-- START OF PROVIDED RECORDS --

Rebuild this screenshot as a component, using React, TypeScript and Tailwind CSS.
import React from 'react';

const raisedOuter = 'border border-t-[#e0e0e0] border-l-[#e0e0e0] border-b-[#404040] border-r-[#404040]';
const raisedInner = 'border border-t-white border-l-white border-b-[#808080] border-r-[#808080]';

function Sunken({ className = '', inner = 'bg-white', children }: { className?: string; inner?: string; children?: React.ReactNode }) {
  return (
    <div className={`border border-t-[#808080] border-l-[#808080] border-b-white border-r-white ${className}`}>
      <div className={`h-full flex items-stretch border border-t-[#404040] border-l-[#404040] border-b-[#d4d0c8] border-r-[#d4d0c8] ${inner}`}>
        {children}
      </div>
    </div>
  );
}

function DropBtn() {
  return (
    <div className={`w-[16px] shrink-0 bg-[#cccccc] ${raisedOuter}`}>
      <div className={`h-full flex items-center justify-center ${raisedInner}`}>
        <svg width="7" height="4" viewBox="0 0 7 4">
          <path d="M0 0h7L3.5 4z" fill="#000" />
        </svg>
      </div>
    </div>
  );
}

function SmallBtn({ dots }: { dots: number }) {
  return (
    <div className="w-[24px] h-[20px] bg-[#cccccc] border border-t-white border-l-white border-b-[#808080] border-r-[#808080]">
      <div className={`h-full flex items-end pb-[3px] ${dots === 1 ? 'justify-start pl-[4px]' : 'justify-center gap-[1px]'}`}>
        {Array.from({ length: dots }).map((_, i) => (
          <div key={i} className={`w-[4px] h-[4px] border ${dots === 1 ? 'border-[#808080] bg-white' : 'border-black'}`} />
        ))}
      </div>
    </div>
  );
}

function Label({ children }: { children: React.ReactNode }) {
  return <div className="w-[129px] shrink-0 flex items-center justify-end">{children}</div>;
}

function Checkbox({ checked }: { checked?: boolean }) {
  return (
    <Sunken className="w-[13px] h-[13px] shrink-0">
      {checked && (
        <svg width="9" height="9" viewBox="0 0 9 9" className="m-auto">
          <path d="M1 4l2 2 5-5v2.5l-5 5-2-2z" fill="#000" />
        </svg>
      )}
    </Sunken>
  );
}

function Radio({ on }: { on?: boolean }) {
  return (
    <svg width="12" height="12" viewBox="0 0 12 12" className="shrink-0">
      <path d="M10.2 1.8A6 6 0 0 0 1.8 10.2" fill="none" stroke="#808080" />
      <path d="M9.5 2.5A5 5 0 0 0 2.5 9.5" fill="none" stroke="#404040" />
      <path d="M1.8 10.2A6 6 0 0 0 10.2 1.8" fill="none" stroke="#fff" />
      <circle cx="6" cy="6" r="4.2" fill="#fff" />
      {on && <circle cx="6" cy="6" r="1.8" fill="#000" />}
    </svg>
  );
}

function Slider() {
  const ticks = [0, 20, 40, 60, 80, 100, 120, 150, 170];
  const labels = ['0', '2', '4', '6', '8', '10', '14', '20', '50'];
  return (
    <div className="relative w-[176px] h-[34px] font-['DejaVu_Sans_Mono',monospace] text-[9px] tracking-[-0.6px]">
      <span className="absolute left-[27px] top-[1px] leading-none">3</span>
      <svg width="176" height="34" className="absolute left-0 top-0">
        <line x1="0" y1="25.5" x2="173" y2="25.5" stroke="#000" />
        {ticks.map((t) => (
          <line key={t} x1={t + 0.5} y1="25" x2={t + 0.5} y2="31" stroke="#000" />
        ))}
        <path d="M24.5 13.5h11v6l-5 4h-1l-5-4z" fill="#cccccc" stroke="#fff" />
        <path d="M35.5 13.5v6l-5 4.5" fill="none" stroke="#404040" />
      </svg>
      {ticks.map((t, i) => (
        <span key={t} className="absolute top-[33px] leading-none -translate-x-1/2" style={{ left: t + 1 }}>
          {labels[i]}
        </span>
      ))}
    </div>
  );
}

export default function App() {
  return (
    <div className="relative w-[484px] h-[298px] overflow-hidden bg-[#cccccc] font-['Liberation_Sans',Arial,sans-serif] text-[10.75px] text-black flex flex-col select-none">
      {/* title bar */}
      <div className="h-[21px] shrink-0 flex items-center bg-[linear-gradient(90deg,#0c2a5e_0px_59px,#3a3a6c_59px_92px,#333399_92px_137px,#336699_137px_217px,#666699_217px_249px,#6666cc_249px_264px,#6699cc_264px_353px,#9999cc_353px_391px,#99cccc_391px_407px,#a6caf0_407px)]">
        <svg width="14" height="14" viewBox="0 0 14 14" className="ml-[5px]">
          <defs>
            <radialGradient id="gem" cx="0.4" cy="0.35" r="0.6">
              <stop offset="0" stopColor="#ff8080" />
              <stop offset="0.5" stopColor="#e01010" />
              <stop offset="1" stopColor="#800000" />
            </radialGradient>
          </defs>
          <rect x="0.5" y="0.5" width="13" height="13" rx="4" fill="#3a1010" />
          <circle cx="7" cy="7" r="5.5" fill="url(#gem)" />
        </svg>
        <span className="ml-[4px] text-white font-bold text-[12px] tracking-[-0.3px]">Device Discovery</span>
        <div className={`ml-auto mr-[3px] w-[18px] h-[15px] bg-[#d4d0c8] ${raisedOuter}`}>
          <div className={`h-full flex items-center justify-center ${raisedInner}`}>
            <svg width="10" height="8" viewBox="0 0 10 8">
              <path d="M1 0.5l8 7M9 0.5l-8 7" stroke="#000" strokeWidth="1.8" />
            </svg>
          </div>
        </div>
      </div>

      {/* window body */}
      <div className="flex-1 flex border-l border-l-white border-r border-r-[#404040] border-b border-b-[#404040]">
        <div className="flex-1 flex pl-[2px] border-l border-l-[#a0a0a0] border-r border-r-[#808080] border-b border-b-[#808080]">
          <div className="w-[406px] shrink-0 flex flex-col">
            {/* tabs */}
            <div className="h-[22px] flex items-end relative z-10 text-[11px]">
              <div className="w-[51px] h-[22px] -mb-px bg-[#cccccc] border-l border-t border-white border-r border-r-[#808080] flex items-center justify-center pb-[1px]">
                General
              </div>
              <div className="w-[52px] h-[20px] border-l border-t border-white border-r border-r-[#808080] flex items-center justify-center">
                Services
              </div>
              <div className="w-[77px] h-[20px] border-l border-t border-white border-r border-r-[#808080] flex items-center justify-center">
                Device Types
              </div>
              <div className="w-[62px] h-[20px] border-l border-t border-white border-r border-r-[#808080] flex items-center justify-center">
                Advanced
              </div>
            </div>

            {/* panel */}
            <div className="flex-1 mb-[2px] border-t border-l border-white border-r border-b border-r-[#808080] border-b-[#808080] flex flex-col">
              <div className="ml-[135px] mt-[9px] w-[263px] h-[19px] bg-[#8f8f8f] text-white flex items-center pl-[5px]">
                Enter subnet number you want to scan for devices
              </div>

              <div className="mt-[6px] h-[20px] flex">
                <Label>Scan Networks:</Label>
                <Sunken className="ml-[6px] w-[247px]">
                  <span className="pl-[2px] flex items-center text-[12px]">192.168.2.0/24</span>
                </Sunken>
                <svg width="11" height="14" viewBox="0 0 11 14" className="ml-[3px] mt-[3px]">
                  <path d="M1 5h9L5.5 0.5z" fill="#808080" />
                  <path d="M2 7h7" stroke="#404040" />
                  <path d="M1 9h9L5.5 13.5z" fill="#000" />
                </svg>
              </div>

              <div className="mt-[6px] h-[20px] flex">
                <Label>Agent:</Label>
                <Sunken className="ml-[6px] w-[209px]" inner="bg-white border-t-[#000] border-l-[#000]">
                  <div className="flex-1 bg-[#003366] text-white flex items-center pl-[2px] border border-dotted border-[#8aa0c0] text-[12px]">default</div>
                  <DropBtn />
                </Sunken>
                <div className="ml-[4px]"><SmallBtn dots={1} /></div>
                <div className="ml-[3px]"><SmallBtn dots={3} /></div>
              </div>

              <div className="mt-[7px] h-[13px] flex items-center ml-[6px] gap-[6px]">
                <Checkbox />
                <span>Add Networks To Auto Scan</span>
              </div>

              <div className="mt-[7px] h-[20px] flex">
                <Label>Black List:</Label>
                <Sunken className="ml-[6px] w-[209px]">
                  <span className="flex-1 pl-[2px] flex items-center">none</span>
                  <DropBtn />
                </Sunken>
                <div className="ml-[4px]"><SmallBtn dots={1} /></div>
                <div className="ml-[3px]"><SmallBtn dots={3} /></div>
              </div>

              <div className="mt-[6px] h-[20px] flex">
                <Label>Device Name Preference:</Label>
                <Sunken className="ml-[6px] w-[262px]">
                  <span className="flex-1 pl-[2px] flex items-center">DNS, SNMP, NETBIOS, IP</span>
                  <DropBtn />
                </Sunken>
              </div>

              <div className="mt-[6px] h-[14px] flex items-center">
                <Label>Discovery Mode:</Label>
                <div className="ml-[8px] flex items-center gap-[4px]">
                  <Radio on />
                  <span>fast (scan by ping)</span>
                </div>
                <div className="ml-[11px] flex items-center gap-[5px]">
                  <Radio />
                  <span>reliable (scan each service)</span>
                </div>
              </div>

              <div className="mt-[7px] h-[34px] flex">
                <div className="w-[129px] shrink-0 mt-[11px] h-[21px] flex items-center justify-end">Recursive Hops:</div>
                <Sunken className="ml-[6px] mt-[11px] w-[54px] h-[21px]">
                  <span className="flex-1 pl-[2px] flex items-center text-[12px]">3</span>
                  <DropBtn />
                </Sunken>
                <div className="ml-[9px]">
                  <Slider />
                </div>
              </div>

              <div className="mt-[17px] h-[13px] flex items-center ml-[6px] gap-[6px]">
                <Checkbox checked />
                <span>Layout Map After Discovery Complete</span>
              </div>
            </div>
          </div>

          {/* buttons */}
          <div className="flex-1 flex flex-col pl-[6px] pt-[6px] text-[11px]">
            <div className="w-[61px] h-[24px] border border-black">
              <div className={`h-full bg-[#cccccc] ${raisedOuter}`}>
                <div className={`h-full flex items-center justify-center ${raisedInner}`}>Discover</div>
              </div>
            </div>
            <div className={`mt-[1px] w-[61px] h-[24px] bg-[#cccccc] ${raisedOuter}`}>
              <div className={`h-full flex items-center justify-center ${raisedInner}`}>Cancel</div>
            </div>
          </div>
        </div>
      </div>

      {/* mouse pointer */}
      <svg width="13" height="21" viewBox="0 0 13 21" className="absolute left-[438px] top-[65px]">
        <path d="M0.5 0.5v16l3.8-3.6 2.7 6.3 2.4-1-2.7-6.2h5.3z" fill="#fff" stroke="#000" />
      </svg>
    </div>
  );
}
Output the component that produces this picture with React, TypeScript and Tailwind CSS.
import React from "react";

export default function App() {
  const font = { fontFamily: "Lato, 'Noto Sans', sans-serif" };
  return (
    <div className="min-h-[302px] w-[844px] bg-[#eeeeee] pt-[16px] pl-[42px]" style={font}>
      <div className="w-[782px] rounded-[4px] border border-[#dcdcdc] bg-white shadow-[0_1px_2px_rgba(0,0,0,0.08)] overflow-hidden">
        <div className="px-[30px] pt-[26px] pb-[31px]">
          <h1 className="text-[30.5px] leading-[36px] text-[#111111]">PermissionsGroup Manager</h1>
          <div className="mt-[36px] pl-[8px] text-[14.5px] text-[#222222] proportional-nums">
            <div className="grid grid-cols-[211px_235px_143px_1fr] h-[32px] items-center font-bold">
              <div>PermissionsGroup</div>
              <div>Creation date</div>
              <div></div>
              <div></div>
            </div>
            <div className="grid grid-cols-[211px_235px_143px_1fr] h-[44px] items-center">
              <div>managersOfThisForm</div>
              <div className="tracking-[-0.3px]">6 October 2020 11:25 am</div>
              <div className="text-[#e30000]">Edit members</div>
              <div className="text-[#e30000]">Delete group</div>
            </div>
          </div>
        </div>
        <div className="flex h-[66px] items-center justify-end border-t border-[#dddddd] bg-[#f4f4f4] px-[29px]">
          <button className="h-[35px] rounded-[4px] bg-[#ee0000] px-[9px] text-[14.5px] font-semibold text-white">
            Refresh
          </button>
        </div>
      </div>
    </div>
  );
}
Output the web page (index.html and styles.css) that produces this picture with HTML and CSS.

-- END OF PROVIDED RECORDS --

### YOUR TASK
Extract every line from the records above that contains the word "component".

### EXERCISE OUTPUT
Rebuild this screenshot as a component, using React, TypeScript and Tailwind CSS.
Output the component that produces this picture with React, TypeScript and Tailwind CSS.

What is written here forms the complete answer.